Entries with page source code
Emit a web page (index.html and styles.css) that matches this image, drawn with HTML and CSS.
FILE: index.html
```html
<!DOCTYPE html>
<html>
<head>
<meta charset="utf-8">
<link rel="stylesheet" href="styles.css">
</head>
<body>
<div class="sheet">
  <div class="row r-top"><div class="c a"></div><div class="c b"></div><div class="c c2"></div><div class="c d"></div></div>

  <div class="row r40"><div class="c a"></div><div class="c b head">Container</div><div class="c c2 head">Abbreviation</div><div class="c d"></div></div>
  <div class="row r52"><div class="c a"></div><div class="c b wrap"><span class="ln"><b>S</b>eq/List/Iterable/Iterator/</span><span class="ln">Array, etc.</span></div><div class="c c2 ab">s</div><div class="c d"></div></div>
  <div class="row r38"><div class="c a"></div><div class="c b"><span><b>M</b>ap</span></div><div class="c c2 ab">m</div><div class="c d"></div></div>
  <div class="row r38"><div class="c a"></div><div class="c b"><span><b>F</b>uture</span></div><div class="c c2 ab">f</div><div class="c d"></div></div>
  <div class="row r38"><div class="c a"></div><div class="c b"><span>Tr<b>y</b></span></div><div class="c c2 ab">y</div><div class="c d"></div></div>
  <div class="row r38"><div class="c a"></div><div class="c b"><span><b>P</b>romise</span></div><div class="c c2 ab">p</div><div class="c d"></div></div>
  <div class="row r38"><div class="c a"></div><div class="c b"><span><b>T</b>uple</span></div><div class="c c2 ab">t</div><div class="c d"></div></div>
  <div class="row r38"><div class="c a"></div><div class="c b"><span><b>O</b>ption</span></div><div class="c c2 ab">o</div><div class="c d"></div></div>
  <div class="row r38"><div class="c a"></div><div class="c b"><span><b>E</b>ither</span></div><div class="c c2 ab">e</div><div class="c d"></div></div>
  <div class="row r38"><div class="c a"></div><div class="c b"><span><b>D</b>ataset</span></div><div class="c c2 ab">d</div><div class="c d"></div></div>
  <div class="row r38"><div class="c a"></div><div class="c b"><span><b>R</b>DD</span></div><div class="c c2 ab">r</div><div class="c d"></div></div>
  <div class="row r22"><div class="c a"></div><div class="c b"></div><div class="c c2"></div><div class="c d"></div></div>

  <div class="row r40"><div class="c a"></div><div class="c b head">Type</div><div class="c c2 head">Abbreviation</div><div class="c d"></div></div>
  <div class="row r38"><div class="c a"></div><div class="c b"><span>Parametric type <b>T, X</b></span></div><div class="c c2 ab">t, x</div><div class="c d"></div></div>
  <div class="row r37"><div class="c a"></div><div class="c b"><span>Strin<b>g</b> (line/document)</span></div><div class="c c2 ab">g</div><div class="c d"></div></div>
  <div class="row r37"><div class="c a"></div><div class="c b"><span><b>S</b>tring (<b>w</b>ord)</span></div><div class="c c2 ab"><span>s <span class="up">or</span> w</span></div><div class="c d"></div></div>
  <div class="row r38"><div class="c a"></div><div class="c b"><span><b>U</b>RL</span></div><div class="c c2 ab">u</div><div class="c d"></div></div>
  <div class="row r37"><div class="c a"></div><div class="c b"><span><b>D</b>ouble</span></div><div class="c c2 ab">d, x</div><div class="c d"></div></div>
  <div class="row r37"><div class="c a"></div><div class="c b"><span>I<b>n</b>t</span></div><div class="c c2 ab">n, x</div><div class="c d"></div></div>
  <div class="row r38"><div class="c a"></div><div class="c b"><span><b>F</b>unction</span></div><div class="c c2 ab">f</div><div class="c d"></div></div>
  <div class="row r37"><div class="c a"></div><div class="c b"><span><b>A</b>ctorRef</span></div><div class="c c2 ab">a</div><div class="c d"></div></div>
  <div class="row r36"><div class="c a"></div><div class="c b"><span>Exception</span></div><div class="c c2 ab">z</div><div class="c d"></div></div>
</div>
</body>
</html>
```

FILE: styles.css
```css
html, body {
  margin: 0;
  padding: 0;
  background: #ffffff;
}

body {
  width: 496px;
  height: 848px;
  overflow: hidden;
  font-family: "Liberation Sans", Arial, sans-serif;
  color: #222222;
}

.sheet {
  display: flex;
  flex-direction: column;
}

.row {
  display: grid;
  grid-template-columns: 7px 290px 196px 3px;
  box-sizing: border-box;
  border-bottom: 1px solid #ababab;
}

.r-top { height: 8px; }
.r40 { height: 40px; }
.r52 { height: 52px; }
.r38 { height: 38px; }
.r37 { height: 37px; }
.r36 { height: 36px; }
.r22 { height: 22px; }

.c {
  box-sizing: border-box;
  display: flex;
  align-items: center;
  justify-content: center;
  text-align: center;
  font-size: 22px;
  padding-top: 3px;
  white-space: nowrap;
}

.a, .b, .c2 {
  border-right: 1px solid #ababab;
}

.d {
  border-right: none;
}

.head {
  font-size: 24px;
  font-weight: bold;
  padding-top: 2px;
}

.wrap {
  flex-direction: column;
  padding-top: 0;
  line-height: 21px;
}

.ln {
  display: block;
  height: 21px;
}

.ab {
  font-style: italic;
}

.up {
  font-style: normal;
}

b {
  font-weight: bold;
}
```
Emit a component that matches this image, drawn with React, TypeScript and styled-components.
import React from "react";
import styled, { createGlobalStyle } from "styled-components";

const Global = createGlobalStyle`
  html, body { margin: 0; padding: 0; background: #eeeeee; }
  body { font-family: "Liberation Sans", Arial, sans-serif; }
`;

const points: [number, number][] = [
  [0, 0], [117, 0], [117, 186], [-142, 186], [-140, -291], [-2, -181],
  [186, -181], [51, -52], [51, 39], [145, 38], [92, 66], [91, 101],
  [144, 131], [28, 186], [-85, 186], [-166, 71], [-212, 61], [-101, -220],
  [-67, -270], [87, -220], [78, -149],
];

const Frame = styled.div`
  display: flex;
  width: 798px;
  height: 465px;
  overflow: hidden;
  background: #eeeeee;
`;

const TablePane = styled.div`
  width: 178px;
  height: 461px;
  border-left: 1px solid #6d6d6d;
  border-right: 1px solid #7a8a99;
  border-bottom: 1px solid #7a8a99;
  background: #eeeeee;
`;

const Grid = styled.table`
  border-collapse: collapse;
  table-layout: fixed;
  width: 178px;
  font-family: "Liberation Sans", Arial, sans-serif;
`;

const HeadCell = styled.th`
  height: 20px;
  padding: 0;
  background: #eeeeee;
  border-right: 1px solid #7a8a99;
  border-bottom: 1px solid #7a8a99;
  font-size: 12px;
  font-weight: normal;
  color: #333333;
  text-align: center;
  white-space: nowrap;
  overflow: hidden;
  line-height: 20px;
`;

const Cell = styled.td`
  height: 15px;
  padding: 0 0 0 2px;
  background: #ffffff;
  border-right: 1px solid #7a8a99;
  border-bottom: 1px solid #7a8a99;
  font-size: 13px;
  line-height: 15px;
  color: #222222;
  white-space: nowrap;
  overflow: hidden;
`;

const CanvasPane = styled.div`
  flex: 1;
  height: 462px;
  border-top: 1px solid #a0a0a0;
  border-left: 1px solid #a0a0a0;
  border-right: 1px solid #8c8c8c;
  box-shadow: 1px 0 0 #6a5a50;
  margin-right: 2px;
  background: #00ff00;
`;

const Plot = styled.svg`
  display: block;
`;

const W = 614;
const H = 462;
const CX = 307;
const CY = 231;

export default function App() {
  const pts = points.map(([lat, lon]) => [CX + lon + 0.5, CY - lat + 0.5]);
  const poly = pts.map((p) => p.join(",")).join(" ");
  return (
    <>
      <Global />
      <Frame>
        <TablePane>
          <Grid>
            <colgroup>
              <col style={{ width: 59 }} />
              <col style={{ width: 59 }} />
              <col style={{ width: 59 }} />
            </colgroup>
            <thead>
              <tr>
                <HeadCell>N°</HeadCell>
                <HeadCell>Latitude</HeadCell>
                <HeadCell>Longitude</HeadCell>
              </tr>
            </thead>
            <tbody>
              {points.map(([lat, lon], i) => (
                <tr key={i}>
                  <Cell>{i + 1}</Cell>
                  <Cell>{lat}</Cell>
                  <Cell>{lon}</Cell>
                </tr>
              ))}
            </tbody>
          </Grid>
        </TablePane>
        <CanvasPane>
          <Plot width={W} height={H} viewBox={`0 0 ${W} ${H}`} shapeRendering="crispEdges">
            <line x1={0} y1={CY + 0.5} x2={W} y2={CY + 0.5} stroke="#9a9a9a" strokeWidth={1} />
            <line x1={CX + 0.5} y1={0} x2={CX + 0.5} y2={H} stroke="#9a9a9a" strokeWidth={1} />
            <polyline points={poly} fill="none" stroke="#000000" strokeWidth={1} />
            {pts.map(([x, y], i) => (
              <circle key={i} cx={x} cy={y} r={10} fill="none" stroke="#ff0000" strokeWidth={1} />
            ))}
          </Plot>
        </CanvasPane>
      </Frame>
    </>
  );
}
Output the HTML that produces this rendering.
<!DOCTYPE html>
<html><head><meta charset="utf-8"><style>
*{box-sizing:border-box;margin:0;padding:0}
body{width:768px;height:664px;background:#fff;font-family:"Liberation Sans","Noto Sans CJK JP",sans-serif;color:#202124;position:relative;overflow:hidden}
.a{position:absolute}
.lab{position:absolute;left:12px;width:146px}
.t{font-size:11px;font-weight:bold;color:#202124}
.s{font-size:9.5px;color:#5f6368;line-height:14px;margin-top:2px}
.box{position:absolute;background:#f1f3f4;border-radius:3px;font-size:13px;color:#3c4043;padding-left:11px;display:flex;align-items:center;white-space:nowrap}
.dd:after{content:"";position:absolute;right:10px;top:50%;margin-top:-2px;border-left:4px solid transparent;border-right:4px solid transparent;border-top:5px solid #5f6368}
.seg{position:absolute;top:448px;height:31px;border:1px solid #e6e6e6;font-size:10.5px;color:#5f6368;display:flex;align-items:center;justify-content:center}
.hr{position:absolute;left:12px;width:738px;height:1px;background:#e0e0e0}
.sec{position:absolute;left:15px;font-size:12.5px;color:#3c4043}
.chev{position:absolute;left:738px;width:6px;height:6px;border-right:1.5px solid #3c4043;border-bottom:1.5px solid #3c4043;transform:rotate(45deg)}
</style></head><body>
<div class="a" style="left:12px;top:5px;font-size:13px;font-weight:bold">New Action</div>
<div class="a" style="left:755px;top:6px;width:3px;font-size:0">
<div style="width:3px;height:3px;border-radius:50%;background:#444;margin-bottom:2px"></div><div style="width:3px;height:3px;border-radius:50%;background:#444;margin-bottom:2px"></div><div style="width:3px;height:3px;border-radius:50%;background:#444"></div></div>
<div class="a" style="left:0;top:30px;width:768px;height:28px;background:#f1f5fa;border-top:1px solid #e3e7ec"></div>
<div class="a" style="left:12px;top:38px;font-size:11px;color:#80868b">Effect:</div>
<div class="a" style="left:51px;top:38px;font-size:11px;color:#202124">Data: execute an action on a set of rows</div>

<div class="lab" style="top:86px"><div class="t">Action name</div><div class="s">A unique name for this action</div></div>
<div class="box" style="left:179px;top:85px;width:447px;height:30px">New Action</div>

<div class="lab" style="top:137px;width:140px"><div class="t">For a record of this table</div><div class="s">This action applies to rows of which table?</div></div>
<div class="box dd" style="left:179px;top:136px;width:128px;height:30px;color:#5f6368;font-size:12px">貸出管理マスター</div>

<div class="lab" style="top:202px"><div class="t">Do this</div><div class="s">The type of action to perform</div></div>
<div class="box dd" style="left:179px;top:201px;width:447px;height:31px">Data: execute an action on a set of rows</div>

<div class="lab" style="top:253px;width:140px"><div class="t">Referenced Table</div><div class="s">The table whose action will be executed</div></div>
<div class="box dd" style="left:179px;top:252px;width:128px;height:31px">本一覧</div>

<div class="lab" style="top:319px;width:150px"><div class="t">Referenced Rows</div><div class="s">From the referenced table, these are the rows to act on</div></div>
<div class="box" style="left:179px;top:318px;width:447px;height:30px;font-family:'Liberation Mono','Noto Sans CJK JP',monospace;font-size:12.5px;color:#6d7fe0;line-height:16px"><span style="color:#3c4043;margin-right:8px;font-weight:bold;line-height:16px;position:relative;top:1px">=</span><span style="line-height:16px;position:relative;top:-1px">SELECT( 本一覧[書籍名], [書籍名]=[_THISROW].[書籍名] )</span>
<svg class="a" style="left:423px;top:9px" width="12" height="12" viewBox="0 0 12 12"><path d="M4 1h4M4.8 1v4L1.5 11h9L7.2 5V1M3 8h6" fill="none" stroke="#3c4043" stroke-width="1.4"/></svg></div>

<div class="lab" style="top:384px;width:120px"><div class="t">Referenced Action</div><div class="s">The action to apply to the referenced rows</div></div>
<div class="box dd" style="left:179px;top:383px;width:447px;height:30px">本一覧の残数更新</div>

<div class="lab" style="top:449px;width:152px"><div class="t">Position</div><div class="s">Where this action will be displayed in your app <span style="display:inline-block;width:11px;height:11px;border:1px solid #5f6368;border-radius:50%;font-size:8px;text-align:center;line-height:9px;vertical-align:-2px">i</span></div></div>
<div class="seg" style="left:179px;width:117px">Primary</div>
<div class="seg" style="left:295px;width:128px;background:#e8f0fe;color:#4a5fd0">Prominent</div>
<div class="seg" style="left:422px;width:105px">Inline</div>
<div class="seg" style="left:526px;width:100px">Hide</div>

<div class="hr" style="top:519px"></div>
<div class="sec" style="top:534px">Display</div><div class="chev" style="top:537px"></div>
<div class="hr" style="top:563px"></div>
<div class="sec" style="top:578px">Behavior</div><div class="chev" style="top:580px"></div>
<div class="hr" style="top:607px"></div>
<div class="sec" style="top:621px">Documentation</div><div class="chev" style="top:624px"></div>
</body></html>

▸ Stated goal
Count the lines above that contain the word "components", and reply with only that number.

▸ Reply
2